** start of MATERIAL FOR THE TASK **

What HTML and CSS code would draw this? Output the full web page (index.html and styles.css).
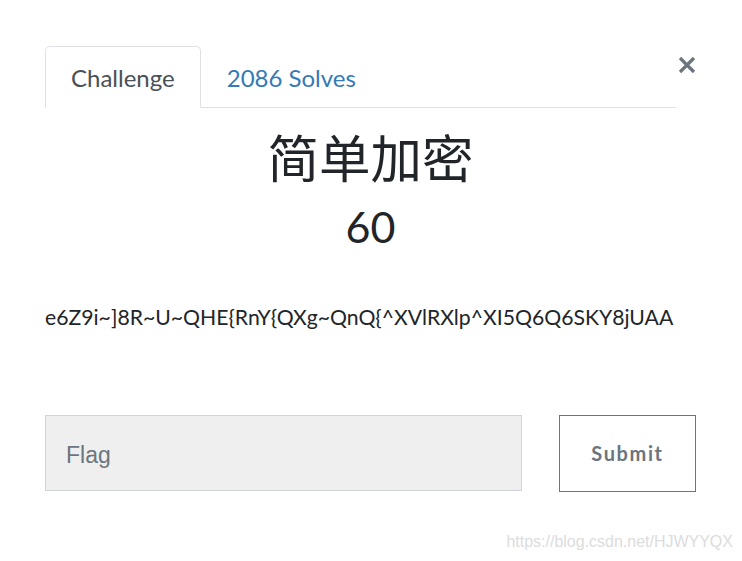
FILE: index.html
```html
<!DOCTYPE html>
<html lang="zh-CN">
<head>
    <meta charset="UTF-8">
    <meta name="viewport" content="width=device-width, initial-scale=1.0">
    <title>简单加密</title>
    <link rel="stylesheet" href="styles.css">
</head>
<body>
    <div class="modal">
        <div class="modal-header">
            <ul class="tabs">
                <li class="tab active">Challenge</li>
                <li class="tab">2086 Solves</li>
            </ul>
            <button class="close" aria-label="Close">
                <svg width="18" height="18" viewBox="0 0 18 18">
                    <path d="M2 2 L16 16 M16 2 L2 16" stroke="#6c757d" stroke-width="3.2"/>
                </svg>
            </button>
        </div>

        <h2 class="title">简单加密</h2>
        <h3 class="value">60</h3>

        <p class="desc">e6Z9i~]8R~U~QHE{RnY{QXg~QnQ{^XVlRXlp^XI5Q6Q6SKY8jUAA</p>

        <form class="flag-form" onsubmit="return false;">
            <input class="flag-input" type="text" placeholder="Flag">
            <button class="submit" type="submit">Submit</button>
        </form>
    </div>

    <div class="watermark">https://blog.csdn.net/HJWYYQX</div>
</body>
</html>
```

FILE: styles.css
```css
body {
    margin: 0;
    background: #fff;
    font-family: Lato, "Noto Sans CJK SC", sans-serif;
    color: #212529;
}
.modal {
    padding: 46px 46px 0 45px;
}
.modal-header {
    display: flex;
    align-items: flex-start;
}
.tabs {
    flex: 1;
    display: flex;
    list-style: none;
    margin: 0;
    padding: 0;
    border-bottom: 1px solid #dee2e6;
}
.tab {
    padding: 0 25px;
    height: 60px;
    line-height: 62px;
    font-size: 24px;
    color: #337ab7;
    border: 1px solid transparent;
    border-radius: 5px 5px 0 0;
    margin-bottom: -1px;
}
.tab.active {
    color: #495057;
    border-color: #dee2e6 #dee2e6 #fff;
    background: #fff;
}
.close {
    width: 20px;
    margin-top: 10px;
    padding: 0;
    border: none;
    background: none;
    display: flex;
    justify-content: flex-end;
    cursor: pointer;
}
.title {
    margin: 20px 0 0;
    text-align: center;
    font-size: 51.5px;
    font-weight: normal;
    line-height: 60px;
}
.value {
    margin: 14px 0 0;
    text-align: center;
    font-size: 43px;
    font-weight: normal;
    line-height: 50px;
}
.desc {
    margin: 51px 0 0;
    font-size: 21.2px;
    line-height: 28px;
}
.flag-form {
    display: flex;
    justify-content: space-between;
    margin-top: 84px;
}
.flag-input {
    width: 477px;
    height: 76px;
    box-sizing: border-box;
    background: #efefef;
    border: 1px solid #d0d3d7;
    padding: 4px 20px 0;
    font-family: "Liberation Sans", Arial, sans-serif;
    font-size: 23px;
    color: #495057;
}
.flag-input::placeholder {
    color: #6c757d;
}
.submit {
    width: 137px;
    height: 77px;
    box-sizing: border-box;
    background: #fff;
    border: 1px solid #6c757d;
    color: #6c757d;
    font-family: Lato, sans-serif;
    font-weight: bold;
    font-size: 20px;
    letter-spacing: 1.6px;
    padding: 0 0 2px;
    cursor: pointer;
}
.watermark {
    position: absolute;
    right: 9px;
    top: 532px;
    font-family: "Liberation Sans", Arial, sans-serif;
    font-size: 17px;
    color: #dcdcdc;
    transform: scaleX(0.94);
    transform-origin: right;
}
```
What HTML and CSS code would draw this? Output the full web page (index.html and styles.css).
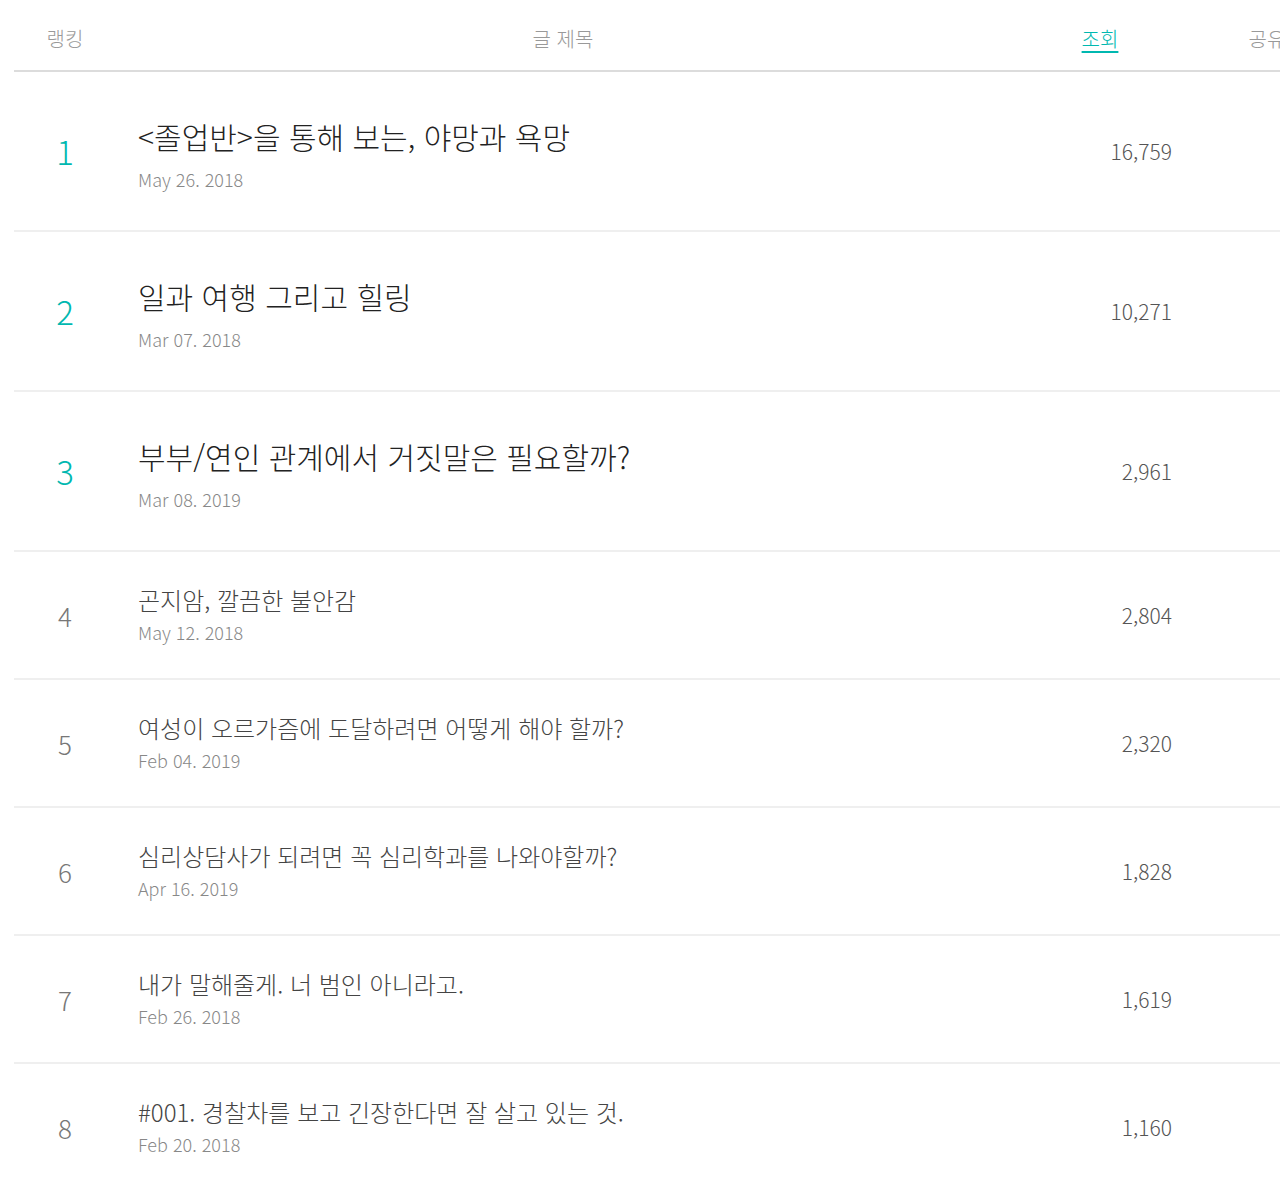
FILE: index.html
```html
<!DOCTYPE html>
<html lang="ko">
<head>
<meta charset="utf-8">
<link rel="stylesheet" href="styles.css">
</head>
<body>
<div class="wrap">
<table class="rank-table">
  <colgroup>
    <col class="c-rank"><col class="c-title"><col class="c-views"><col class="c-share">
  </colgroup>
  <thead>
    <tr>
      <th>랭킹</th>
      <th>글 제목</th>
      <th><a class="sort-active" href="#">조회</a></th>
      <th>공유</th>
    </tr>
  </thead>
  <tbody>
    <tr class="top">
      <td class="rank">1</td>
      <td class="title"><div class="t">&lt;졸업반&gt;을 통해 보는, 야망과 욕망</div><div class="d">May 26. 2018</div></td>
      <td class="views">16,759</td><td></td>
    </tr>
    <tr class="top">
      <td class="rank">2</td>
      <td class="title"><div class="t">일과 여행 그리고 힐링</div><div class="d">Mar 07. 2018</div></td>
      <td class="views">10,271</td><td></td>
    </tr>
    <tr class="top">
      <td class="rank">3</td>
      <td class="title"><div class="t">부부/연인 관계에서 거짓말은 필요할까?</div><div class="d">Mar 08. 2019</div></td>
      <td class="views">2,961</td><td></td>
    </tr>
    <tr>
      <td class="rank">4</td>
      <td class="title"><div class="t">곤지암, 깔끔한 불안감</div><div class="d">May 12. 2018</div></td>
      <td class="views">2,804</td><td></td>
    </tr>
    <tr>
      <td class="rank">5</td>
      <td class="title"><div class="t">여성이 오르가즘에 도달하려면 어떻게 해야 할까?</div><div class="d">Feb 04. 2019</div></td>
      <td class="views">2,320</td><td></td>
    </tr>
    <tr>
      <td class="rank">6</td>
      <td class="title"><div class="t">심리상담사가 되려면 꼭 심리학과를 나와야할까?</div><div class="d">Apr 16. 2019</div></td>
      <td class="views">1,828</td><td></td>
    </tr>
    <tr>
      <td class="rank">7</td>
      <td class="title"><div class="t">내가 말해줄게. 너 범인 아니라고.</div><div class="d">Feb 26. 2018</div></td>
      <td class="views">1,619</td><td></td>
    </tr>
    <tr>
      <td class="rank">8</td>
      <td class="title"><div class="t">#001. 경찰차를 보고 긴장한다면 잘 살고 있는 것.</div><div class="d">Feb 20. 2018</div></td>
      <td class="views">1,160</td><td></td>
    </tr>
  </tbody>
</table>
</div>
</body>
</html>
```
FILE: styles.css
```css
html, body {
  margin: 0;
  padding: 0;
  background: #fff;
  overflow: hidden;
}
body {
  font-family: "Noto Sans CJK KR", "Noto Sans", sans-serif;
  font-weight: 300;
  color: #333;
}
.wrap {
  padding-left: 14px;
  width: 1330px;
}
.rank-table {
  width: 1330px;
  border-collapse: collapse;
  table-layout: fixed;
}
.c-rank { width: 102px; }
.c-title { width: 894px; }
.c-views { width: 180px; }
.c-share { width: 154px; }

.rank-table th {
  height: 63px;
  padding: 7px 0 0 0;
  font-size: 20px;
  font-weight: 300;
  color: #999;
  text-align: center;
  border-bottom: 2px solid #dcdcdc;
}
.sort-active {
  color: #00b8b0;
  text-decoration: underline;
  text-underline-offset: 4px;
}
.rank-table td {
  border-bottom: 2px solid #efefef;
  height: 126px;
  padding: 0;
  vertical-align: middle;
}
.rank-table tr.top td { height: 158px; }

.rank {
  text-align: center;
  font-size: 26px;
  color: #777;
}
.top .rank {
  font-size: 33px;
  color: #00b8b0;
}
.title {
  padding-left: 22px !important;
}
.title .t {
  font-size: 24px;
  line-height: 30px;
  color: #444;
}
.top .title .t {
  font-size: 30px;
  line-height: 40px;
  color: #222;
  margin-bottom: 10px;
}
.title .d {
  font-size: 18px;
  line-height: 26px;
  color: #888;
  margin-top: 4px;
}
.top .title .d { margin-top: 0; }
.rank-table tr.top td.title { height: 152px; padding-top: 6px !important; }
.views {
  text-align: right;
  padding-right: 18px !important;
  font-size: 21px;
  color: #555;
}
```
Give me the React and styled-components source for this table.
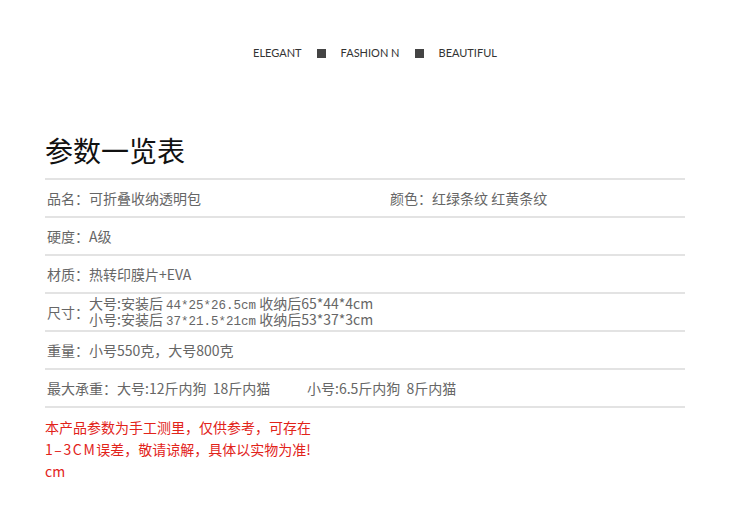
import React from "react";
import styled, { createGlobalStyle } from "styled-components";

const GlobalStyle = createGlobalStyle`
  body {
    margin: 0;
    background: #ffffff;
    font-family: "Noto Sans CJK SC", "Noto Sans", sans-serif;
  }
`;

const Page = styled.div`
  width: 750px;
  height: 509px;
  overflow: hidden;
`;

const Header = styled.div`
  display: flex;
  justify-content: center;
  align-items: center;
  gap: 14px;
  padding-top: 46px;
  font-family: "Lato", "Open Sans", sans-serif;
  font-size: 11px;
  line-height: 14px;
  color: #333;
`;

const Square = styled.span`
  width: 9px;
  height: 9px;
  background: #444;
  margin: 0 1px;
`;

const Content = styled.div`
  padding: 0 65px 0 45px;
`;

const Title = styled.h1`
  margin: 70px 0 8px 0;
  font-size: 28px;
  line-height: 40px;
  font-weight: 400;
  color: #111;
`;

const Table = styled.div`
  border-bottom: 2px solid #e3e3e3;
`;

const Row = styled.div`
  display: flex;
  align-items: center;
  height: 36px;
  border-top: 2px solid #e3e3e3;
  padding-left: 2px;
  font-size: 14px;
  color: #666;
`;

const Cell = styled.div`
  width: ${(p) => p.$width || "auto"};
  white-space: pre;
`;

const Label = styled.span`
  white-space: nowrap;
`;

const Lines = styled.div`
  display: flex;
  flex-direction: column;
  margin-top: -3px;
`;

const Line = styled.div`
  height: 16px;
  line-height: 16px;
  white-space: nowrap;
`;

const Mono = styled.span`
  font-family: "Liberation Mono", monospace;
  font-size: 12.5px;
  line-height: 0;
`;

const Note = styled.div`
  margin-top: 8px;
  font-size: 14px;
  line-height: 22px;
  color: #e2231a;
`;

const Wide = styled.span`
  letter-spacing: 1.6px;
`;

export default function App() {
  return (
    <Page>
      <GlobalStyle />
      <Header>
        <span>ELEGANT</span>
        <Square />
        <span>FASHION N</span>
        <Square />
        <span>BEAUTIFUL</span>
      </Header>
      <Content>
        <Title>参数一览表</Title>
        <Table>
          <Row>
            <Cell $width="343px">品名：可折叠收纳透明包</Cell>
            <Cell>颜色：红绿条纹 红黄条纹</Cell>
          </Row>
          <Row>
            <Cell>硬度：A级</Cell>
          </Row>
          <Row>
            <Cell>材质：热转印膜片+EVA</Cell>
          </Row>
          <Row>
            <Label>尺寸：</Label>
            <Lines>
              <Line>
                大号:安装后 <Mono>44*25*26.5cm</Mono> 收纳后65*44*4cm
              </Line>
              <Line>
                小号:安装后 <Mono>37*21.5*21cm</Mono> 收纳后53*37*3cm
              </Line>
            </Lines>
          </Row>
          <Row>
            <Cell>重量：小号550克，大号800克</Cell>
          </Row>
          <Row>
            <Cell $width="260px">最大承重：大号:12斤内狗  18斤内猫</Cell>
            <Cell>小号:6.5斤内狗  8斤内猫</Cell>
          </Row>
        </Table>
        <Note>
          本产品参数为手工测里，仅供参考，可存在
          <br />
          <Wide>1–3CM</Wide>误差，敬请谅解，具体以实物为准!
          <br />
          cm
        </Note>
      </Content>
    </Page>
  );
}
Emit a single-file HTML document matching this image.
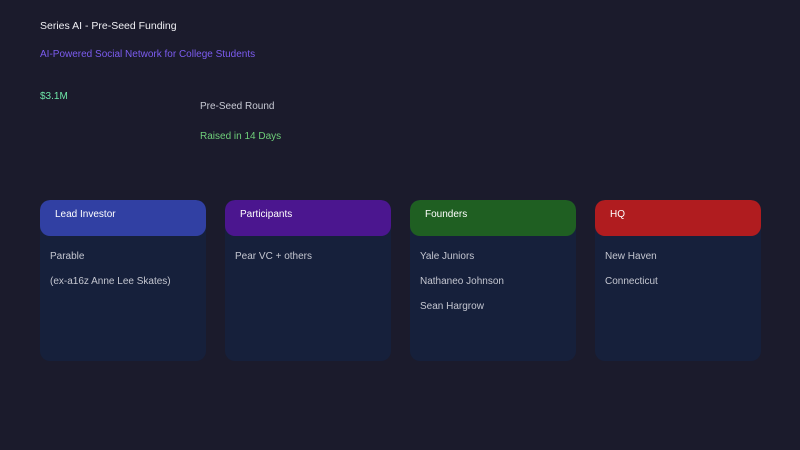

** end of MATERIAL FOR THE TASK **

#### GIVEN EXERCISE
Among the entries, how many lines contain the string "components"? Give the number without anything else.

#### SOLUTION BELOW
2